Именно мама в конце концов и вдохновила меня на написание «Диких лебедей», книги о моей бабушке, о ней, обо мне самой и о бушевавших вокруг нас бурях, выпавших на долю Китая в XX веке. За два года я пролила немало слез и проворочалась немало бессонных ночей. Я бы не выдержала, если бы к тому времени не обрела любви, наполняющей мою жизнь и ограждающей меня своим глубоким спокойствием. Джон Холлидей, мой рыцарь без доспехов, ибо его внутренняя сила под мягчайшей оболочкой обезоруживает и сама по себе, — бесценное сокровище, доставшееся мне от новой родины, Великобритании. Он у меня был, и я верила, что все получится, — все, включая «Диких лебедей».
Работая над книгой, я во многом полагалась на Джона. Английский язык я начала учить всерьез только в двадцать один год, в полной изоляции от внешнего мира. Единственными иностранцами, с которыми я разговаривала до приезда в Англию, были моряки в южно китайском порту Чжаньцзян, бывшей французской колонии, где мы с однокашниками в течение двух недель практиковались в языке. Оказавшись в Лондоне, я стала много читать; одной из первых книг был «1984» — я не уставала восхищаться тем, как точно описания Оруэлла соответствуют Китаю времен Мао. Но говорить правильно по — английски я еще не умела. Китайские учебники, по которым я училась, были написаны людьми, никогда не общавшимися с иностранцами; тексты по большей части представляли собой буквальные переводы. Например, в разделе «Приветствия» приводились прямые соответствия китайских выражений: «Куда ты идешь?» и: «Ты ел?» — именно так здороваются в Китае. Первое время и я так здоровалась с англичанами. Без помощи Джона я не смогла бы написать книгу по — английски, — тем более, что надеялась написать ее хорошо. Писатель и историк, Джон сыграл огромную роль в том, что «Дикие лебеди» получились. Я всецело полагалась на его оценку и безошибочный глаз. Его участие трудно переоценить.

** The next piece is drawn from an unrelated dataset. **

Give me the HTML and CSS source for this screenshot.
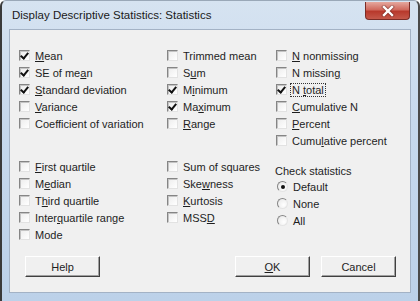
FILE: index.html
```html
<!DOCTYPE html>
<html>
<head>
<meta charset="utf-8">
<link rel="stylesheet" href="styles.css">
</head>
<body>
<div class="window">
  <div class="titlebar">
    <span class="title">Display Descriptive Statistics: Statistics</span>
    <div class="close">
      <svg width="14" height="12" viewBox="0 0 14 12">
        <path d="M3 2 L11 10 M11 2 L3 10" stroke="#5a1d18" stroke-width="4" stroke-linecap="square" opacity="0.45"/>
        <path d="M3 2 L11 10 M11 2 L3 10" stroke="#ffffff" stroke-width="2.4" stroke-linecap="square"/>
      </svg>
    </div>
  </div>
  <div class="client">
    <div class="group g1">
      <div class="col c1">
        <div class="row"><span class="cb on"></span><span><u>M</u>ean</span></div>
        <div class="row"><span class="cb on"></span><span>SE of me<u>a</u>n</span></div>
        <div class="row"><span class="cb on"></span><span><u>S</u>tandard deviation</span></div>
        <div class="row"><span class="cb"></span><span><u>V</u>ariance</span></div>
        <div class="row"><span class="cb"></span><span>Coefficient of variation</span></div>
      </div>
      <div class="col c2">
        <div class="row"><span class="cb"></span><span>Trimmed mean</span></div>
        <div class="row"><span class="cb"></span><span>S<u>u</u>m</span></div>
        <div class="row"><span class="cb on"></span><span>M<u>i</u>nimum</span></div>
        <div class="row"><span class="cb on"></span><span>Ma<u>x</u>imum</span></div>
        <div class="row"><span class="cb"></span><span><u>R</u>ange</span></div>
      </div>
      <div class="col c3">
        <div class="row"><span class="cb"></span><span><u>N</u> nonmissing</span></div>
        <div class="row"><span class="cb"></span><span>N missin<u>g</u></span></div>
        <div class="row"><span class="cb on"></span><span class="focus">N <u>t</u>otal</span></div>
        <div class="row"><span class="cb"></span><span><u>C</u>umulative N</span></div>
        <div class="row"><span class="cb"></span><span><u>P</u>ercent</span></div>
        <div class="row"><span class="cb"></span><span>Cumu<u>l</u>ative percent</span></div>
      </div>
    </div>
    <div class="group g2">
      <div class="col c1">
        <div class="row"><span class="cb"></span><span><u>F</u>irst quartile</span></div>
        <div class="row"><span class="cb"></span><span>M<u>e</u>dian</span></div>
        <div class="row"><span class="cb"></span><span>T<u>h</u>ird quartile</span></div>
        <div class="row"><span class="cb"></span><span>Inter<u>q</u>uartile range</span></div>
        <div class="row"><span class="cb"></span><span>Mode</span></div>
      </div>
      <div class="col c2">
        <div class="row"><span class="cb"></span><span>Sum of squares</span></div>
        <div class="row"><span class="cb"></span><span>Ske<u>w</u>ness</span></div>
        <div class="row"><span class="cb"></span><span><u>K</u>urtosis</span></div>
        <div class="row"><span class="cb"></span><span>MSS<u>D</u></span></div>
      </div>
      <div class="col c3 radios">
        <div class="label">Check statistics</div>
        <div class="row"><span class="rb on"></span><span>Default</span></div>
        <div class="row"><span class="rb"></span><span>None</span></div>
        <div class="row"><span class="rb"></span><span>All</span></div>
      </div>
    </div>
    <div class="buttons">
      <div class="btn">Help</div>
      <div class="spacer"></div>
      <div class="btn"><u>O</u>K</div>
      <div class="btn">Cancel</div>
    </div>
  </div>
</div>
</body>
</html>
```
FILE: styles.css
```css
html, body {
  margin: 0;
  padding: 0;
  background: #ffffff;
}
.window {
  width: 420px;
  height: 301px;
  box-sizing: border-box;
  border-left: 2px solid #3a3a3a;
  border-right: 2px solid #4a4a4a;
  border-top: 1px solid #9aa8b8;
  border-radius: 6px 6px 0 0;
  background: linear-gradient(to bottom, #d6e3f1 0%, #c7d9ed 40%, #bcd1e9 100%);
  padding: 0 7px 8px 7px;
  display: flex;
  flex-direction: column;
  font-family: "Liberation Sans", Arial, sans-serif;
  font-size: 11px;
  color: #1e1e1e;
}
.titlebar {
  height: 28px;
  display: flex;
  justify-content: space-between;
  align-items: flex-start;
  flex-shrink: 0;
}
.title {
  padding-left: 3px;
  line-height: 28px;
  font-size: 11.5px;
  color: #1a1a1a;
}
.close {
  margin-top: 1px;
  margin-right: 1px;
  width: 45px;
  height: 18px;
  box-sizing: border-box;
  border: 1px solid #7a2c26;
  border-top: none;
  border-radius: 0 0 4px 4px;
  background: linear-gradient(to bottom, #e5a89e 0%, #d06a5e 45%, #b8392c 55%, #c4584a 100%);
  display: flex;
  align-items: center;
  justify-content: center;
}
.close svg { display: block; }
.client {
  flex: 1;
  border: 1px solid #a3b2c5;
  background: #f0f0f0;
  display: flex;
  flex-direction: column;
  padding: 0 14px 15px 9px;
}
.group {
  display: flex;
}
.g1 { margin-top: 17px; }
.g2 { margin-top: 9px; }
.col { display: flex; flex-direction: column; }
.c1 { width: 148px; }
.c2 { width: 109px; }
.c3 { flex: 1; }
.row {
  height: 17px;
  display: flex;
  align-items: center;
  white-space: nowrap;
}
.cb {
  width: 11px;
  height: 11px;
  box-sizing: border-box;
  border: 1px solid;
  border-color: #858585 #e2e2e2 #e2e2e2 #858585;
  box-shadow: inset 1px 1px 0 #c4c4c4;
  background: linear-gradient(135deg, #ececec, #ffffff);
  margin-right: 5px;
  flex-shrink: 0;
  position: relative;
}
.cb.on::after {
  content: "";
  position: absolute;
  left: 2px;
  top: 0px;
  width: 3px;
  height: 6px;
  border-right: 2px solid #111;
  border-bottom: 2px solid #111;
  transform: rotate(40deg);
}
.radios { padding-top: 6px; }
.label {
  height: 14px;
  line-height: 14px;
  margin-left: -1px;
  white-space: nowrap;
}
.radios .row { padding-left: 1px; }
.rb {
  width: 11px;
  height: 11px;
  box-sizing: border-box;
  border-radius: 50%;
  border: 1px solid;
  border-color: #858585 #e4e4e4 #e4e4e4 #858585;
  background: radial-gradient(circle at 65% 65%, #ffffff, #e6e6e6);
  margin-right: 5px;
  flex-shrink: 0;
  position: relative;
}
.rb.on::after {
  content: "";
  position: absolute;
  left: 2.5px;
  top: 2.5px;
  width: 4px;
  height: 4px;
  border-radius: 50%;
  background: #111;
}
.focus {
  outline: 1px dotted #333;
  outline-offset: 0px;
  padding: 0 1px;
  margin-left: -1px;
}
.buttons {
  margin-top: auto;
  display: flex;
  gap: 11px;
  padding-left: 6px;
}
.spacer { flex: 1; }
.btn {
  width: 75px;
  height: 21px;
  box-sizing: border-box;
  border: 1px solid;
  border-color: #ffffff #404040 #404040 #ffffff;
  box-shadow: inset -1px -1px 0 #a0a0a0;
  background: #f0f0f0;
  display: flex;
  align-items: center;
  justify-content: center;
}
u { text-decoration: underline; text-underline-offset: 1px; }
```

В общем, «Дикие лебеди» создавались при благословенной поддержке двух самых важных людей в моей жизни — матери и мужа. Перед выходом книги мама написала мне: «Будь готова к тому, что она будет плохо продаваться и люди не обратят на нее особого внимания, но не огорчайся, потому что книга нас сблизила и тем самым сделала меня счастливой. Уже одного этого достаточно». Мама была права. Я стала еще больше любить и уважать ее. Но понимала, что она призывает меня не думать об успехе, стараясь, как всегда, уберечь от ран. Письмо глубоко тронуло меня.